[Records with interface code]
────────────────────────────────────────
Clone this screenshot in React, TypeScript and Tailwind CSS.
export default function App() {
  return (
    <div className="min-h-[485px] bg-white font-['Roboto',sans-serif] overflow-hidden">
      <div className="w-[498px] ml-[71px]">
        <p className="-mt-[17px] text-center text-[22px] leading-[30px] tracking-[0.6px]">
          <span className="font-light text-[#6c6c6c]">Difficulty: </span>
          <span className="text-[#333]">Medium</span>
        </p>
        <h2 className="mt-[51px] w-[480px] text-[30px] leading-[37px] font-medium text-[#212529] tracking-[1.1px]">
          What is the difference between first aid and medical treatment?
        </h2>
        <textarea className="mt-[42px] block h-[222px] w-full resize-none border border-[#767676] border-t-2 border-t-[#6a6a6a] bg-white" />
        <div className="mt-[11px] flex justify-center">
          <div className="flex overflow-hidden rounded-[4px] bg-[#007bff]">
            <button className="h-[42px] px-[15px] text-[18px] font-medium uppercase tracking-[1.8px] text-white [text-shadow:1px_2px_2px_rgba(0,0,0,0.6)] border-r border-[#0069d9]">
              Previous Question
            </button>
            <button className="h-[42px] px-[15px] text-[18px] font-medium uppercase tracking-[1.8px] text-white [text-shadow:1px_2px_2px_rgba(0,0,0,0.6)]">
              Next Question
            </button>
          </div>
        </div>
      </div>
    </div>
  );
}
────────────────────────────────────────
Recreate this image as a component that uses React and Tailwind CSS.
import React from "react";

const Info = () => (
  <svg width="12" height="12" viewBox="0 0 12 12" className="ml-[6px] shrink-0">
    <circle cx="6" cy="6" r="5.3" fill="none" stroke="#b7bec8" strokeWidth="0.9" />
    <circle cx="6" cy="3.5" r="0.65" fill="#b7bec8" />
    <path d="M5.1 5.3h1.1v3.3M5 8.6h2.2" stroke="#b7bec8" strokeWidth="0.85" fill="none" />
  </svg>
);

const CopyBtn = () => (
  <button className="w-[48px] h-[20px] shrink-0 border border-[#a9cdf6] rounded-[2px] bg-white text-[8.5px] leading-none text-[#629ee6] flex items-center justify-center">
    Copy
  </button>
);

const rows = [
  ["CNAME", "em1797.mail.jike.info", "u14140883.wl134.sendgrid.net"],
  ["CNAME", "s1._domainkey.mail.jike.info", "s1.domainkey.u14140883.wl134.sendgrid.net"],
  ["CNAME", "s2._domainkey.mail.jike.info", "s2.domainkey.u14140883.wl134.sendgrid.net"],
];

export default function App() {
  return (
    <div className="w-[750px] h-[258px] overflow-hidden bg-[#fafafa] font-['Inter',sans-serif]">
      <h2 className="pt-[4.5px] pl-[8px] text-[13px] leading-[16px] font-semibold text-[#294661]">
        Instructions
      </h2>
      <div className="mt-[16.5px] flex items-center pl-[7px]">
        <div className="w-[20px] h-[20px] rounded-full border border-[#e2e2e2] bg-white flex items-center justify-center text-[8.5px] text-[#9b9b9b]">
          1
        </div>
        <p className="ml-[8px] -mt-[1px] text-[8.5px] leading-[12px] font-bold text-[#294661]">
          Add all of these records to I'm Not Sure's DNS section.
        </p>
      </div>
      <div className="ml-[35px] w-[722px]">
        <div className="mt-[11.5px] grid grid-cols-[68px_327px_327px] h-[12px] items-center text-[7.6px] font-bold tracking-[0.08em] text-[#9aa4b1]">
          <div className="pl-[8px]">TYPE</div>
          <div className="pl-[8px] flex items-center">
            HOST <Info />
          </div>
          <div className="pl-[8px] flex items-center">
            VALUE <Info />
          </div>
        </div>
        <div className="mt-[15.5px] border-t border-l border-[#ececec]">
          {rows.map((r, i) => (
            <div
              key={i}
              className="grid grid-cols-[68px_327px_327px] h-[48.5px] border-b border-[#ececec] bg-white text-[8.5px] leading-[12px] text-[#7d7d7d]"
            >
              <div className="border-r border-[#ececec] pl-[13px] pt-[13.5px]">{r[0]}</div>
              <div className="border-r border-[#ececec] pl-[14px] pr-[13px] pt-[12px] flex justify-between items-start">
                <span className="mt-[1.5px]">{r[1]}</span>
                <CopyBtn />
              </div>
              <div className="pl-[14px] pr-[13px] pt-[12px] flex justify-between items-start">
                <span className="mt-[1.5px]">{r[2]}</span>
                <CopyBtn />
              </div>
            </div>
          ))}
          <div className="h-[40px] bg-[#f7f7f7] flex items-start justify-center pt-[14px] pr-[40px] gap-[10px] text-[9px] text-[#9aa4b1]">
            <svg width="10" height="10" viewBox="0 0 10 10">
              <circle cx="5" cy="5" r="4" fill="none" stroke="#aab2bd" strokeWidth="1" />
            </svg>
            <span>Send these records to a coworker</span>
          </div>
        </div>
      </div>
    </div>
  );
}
────────────────────────────────────────
### [Exercise brief]
Produce only the lines from the line containing "Recreate this image" through the line containing "import React from", inclusive of both, exactly as they stand in the entries above.

### [Solution to this exercise]
Recreate this image as a component that uses React and Tailwind CSS.
import React from "react";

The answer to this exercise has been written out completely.